Pertanto, mentre è escluso che possa procedersi, in sede di esame della rispondenza dei detti regimi ai precetti dell’art. 3 Cost. e art. 53 Cost., comma 1, alla trasposizione di criteri regolatori dell’uno, all’altro, deve riconoscersi conseguenza di corretto esercizio della discrezionalità legislativa il disposto del citato D.P.R. n. 917 del 1986, art. 18, comma 1, nella parte in cui non prevede, per le indennità connesse a prestazioni di lavoro autonomo – ivi compresa quella di fine rapporto corrisposta dall’E.N.P.A.M. ai medici di medicina generale, a seguito dell’attività svolta per conto dei disciolti enti mutualistici e del Servizio sanitario nazionale – la riduzione dell’imponibile per una somma pari alla misura di tale indennità corrispondente al contributo posto a carico del percipiente, a differenza di quanto stabilito, invece, dall’art. 17 per le analoghe indennità corrisposte in occasione della cessazione di rapporti di lavoro dipendente (Cfr. anche Corte Cost.
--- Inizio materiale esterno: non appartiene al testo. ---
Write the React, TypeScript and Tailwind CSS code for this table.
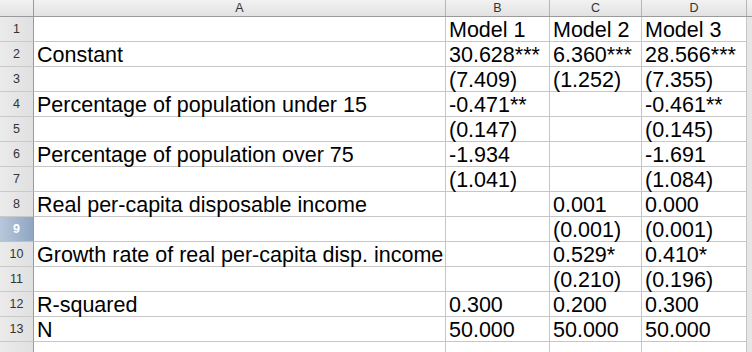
const rows: string[][] = [
  ["", "Model 1", "Model 2", "Model 3"],
  ["Constant", "30.628***", "6.360***", "28.566***"],
  ["", "(7.409)", "(1.252)", "(7.355)"],
  ["Percentage of population under 15", "-0.471**", "", "-0.461**"],
  ["", "(0.147)", "", "(0.145)"],
  ["Percentage of population over 75", "-1.934", "", "-1.691"],
  ["", "(1.041)", "", "(1.084)"],
  ["Real per-capita disposable income", "", "0.001", "0.000"],
  ["", "", "(0.001)", "(0.001)"],
  ["Growth rate of real per-capita disp. income", "", "0.529*", "0.410*"],
  ["", "", "(0.210)", "(0.196)"],
  ["R-squared", "0.300", "0.200", "0.300"],
  ["N", "50.000", "50.000", "50.000"],
  ["", "", "", ""],
];

const grid = "grid grid-cols-[34px_412px_104px_92px_105px_1fr]";

export default function App() {
  return (
    <div className="w-[752px] h-[352px] overflow-hidden bg-white font-['Liberation_Sans',Arial,sans-serif]">
      <div className={`${grid} h-[17px] bg-gradient-to-b from-[#f2f2f2] to-[#e2e2e2] border-b border-[#9a9a9a] text-[12.5px] text-[#333] leading-none`}>
        <div className="border-r border-[#9a9a9a]" />
        {["A", "B", "C", "D"].map((c) => (
          <div key={c} className="border-r border-[#b5b5b5] flex items-center justify-center">
            {c}
          </div>
        ))}
        <div />
      </div>
      {rows.map((r, i) => {
        const sel = i === 8;
        return (
          <div key={i} className={`${grid} h-[25px]`}>
            <div
              className={`border-r border-b border-[#9a9a9a] flex items-center justify-center text-[12.5px] ${
                sel
                  ? "bg-gradient-to-r from-[#b8c7da] to-[#8fa6c2] text-white font-bold border-b-[#b8c4d2]"
                  : "bg-gradient-to-r from-[#ebebeb] to-[#e0e0e0] text-[#333] border-b-[#c9c9c9]"
              }`}
            >
              {i < 13 ? i + 1 : ""}
            </div>
            {r.map((t, j) => (
              <div
                key={j}
                className="border-r border-b border-[#c6c6c6] pl-[3px] flex items-end text-[21.5px] leading-[21px] text-black whitespace-nowrap overflow-visible"
              >
                {t}
              </div>
            ))}
            <div className="bg-[#e6e6e6]" />
          </div>
        );
      })}
    </div>
  );
}
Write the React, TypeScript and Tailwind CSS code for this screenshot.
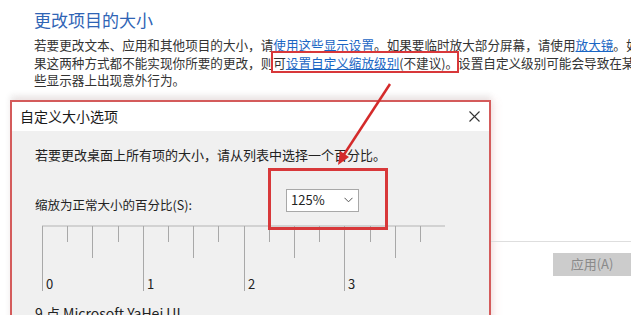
import React from "react";

const ticks = Array.from({ length: 16 }, (_, i) => i);

function Ruler() {
  return (
    <svg width="410" height="72" className="block">
      <line x1="0" y1="1" x2="403" y2="1" stroke="#b4b4b4" strokeWidth="1" />
      {ticks.map((i) => {
        const x = Math.round(i * 25.2) + 0.5;
        const len = i % 4 === 0 ? 66 : i % 4 === 2 ? 33 : 17;
        return <line key={i} x1={x} y1="1" x2={x} y2={len} stroke="#a8a8a8" strokeWidth="1" />;
      })}
      {[0, 1, 2, 3].map((n) => (
        <text
          key={n}
          x={Math.round(n * 100.8) + 4}
          y="64"
          fontSize="13"
          fill="#222"
          fontFamily='"Noto Sans CJK SC", "Noto Sans", sans-serif'
        >
          {n}
        </text>
      ))}
    </svg>
  );
}

export default function App() {
  return (
    <div
      className="relative w-[631px] h-[315px] overflow-hidden bg-white text-[#333]"
      style={{ fontFamily: '"Noto Sans CJK SC", "Noto Sans", sans-serif' }}
    >
      {/* settings page header */}
      <div className="pl-[34px] pt-[7px]">
        <div className="text-[17px] leading-[26px] text-[#2f64b5]">更改项目的大小</div>
        <div className="mt-[3px] text-[12.6px] leading-[17.5px] whitespace-nowrap">
          <div>
            若要更改文本、应用和其他项目的大小，请
            <span className="text-[#1a66c4] underline">使用这些显示设置</span>
            。如果要临时放大部分屏幕，请使用
            <span className="text-[#1a66c4] underline">放大镜</span>
            。如果要
          </div>
          <div>
            果这两种方式都不能实现你所要的更改，则
            <span className="relative">
              可<span className="text-[#1a66c4] underline">设置自定义缩放级别</span>(不建议)。
              <span className="absolute -left-[2px] -right-[1px] -top-[2px] -bottom-[1px] border-2 border-[#d8383a]" />
            </span>
            设置自定义级别可能会导致在某
          </div>
          <div>些显示器上出现意外行为。</div>
        </div>
      </div>

      <div className="mt-[11px] flex">
        <div className="w-[10px]" />
        {/* dialog */}
        <div className="w-[481px] h-[230px] border-2 border-[#d45b5b] bg-[#f0f0f0] shadow-[0_-5px_6px_rgba(0,0,0,0.07),4px_0_8px_rgba(220,120,120,0.15)]">
          <div className="h-[29px] bg-white flex items-center justify-between pl-[8px] pr-[9px]">
            <span className="text-[14px] text-[#1a1a1a]">自定义大小选项</span>
            <svg width="11" height="11" viewBox="0 0 11 11">
              <path d="M0.5 0.5 L10.5 10.5 M10.5 0.5 L0.5 10.5" stroke="#333" strokeWidth="1.1" />
            </svg>
          </div>
          <div className="pl-[23px] pt-[15px] text-[#222]">
            <div className="text-[13px] leading-[18px]">若要更改桌面上所有项的大小，请从列表中选择一个百分比。</div>
            <div className="mt-[25px] flex items-start">
              <div className="w-[251px] pt-[4px] text-[12.5px] leading-[23px]">缩放为正常大小的百分比(S):</div>
              <div className="relative w-[73px] h-[23px] bg-white border border-[#a8a8a8] flex items-center justify-between pl-[4px] pr-[5px]">
                <span className="text-[13px]">125%</span>
                <svg width="9" height="6" viewBox="0 0 9 6">
                  <path d="M0.5 0.8 L4.5 4.8 L8.5 0.8" stroke="#555" strokeWidth="1" fill="none" />
                </svg>
                <span className="absolute -left-[19px] -top-[22px] w-[120px] h-[62px] border-[3px] border-[#d8383a]" />
              </div>
            </div>
            <div className="mt-[9px] ml-[7px]">
              <Ruler />
            </div>
            <div className="mt-[6px] text-[14px] leading-[20px]">9 点 Microsoft YaHei UI</div>
          </div>
        </div>
        {/* page behind dialog */}
        <div className="flex-1">
          <div className="h-[142px] border-b border-[#dedede]" />
          <div className="mt-[11px] ml-[62px] w-[78px] h-[23px] bg-[#cccccc] text-[#8a8a8a] text-[13px] flex items-center justify-center">
            应用(A)
          </div>
        </div>
      </div>

      {/* annotation arrow */}
      <svg className="absolute inset-0 pointer-events-none" width="631" height="315">
        <line x1="390" y1="84" x2="343" y2="156" stroke="#d42a2a" strokeWidth="2.5" />
        <polygon points="338,165 349,157 340,151" fill="#d42a2a" />
      </svg>
    </div>
  );
}
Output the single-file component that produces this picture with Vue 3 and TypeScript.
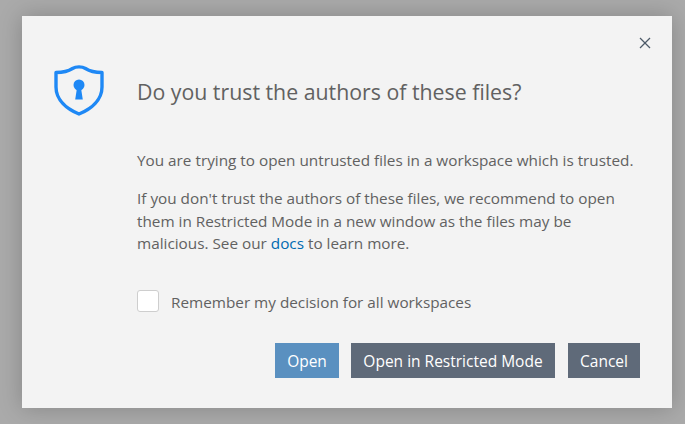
<script setup lang="ts">
const title = 'Do you trust the authors of these files?'
</script>

<template>
  <div class="backdrop">
    <div class="dialog">
      <div class="close-row">
        <button class="close-btn" aria-label="Close">
          <svg width="12" height="12" viewBox="0 0 12 12" fill="none" stroke="#4d5a68" stroke-width="1.2">
            <line x1="1" y1="1" x2="11" y2="11" />
            <line x1="11" y1="1" x2="1" y2="11" />
          </svg>
        </button>
      </div>
      <div class="header">
        <svg class="shield" width="50" height="52" viewBox="0 0 50 52" fill="none">
          <path
            d="M2 8.500C9 8.500 14 7.500 18.500 4.500C22 2.300 28 2.300 31.500 4.500C36 7.500 41 8.500 48 8.500V23C48 36 37 45 25 50C13 45 2 36 2 23Z"
            stroke="#1e88f5"
            stroke-width="3.400"
            stroke-linejoin="round"
          />
          <circle cx="25" cy="21" r="5.500" fill="#1e88f5" />
          <path d="M23 24H27L28.800 35.500H21.200Z" fill="#1e88f5" />
        </svg>
        <h1 class="title">{{ title }}</h1>
      </div>
      <div class="content">
        <p class="first">You are trying to open untrusted files in a workspace which is trusted.</p>
        <p class="second">
          If you don't trust the authors of these files, we recommend to open them in Restricted Mode in a new window as the files may be malicious. See our
          <a href="#">docs</a> to learn more.
        </p>
        <label class="remember">
          <span class="checkbox"></span>
          <span class="remember-text">Remember my decision for all workspaces</span>
        </label>
      </div>
      <div class="actions">
        <button class="btn primary">Open</button>
        <button class="btn restricted">Open in Restricted Mode</button>
        <button class="btn cancel">Cancel</button>
      </div>
    </div>
  </div>
</template>

<style>
html,
body {
  margin: 0;
  background: #aaaaaa;
}
</style>

<style scoped>
.backdrop {
  width: 685px;
  height: 424px;
  padding: 16px 0 0 22px;
  box-sizing: border-box;
  overflow: hidden;
  background: #aaaaaa;
  font-family: "Open Sans", "Noto Sans", sans-serif;
}

.dialog {
  width: 650px;
  height: 392px;
  box-sizing: border-box;
  background: #f3f3f3;
  box-shadow: 0 0 22px rgba(0, 0, 0, 0.22);
  color: #616161;
  display: flex;
  flex-direction: column;
}

.close-row {
  display: flex;
  justify-content: flex-end;
  padding: 21px 21px 0 0;
  height: 12px;
}

.close-btn {
  width: 12px;
  height: 12px;
  padding: 0;
  border: 0;
  background: none;
  display: block;
}

.close-btn svg {
  display: block;
}

.header {
  display: flex;
  align-items: center;
  padding: 15px 0 0 32px;
}

.shield {
  display: block;
  flex: none;
}

.title {
  margin: 3px 0 0 33px;
  font-size: 21.300px;
  font-weight: 400;
  line-height: 27px;
}

.content {
  width: 505px;
  margin-left: 115px;
  padding-top: 33px;
  font-size: 15.300px;
  line-height: 22.400px;
}

.content p {
  margin: 0;
}

.second {
  margin-top: 16px !important;
}

a {
  color: #006ab1;
  text-decoration: none;
}

.remember {
  display: flex;
  align-items: center;
  gap: 12px;
  margin-top: 35px;
}

.remember-text {
  padding-top: 2px;
  line-height: 20px;
}

.checkbox {
  width: 20px;
  height: 20px;
  flex: none;
  background: #fff;
  border: 1px solid #cecece;
  border-radius: 3px;
}

.actions {
  display: flex;
  justify-content: flex-end;
  gap: 12px;
  margin-top: 31px;
  padding-right: 32px;
}

.btn {
  height: 35px;
  padding: 2px 0 0;
  border: 0;
  color: #fff;
  font-family: inherit;
  font-size: 15.500px;
}

.primary {
  width: 64px;
  background: #5a90c0;
}

.restricted {
  width: 204px;
  background: #5f6a79;
}

.cancel {
  width: 72px;
  margin-left: 1px;
  background: #5f6a79;
}
</style>
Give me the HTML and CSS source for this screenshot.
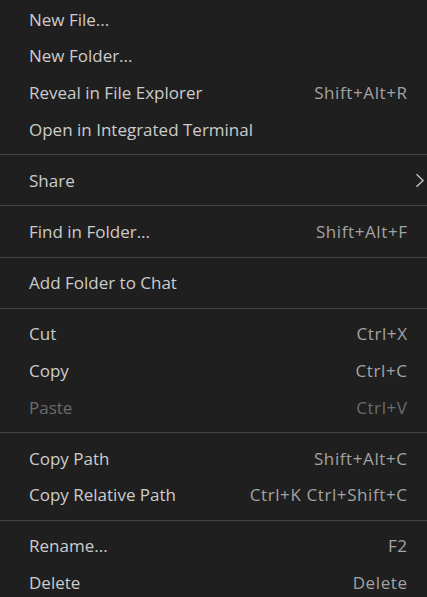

Sentenza num. 0050 del 1994).

Sul punto perciò la sentenza impugnata risulta motivata in modo giuridicamente corretto.

3) Col terzo motivo il contribuente lamenta ancora vizio di legittimità costituzionale della normativa in questione, e che rimane assorbito da quanto enunciato testè.

Ne deriva che il ricorso va rigettato.

Quanto alle spese di questa fase, sussistono giusti motivi per compensarle.

P.Q.M.

La Corte rigetta il ricorso, e compensa le spese.

Così deciso in Roma, il 2 aprile 2009.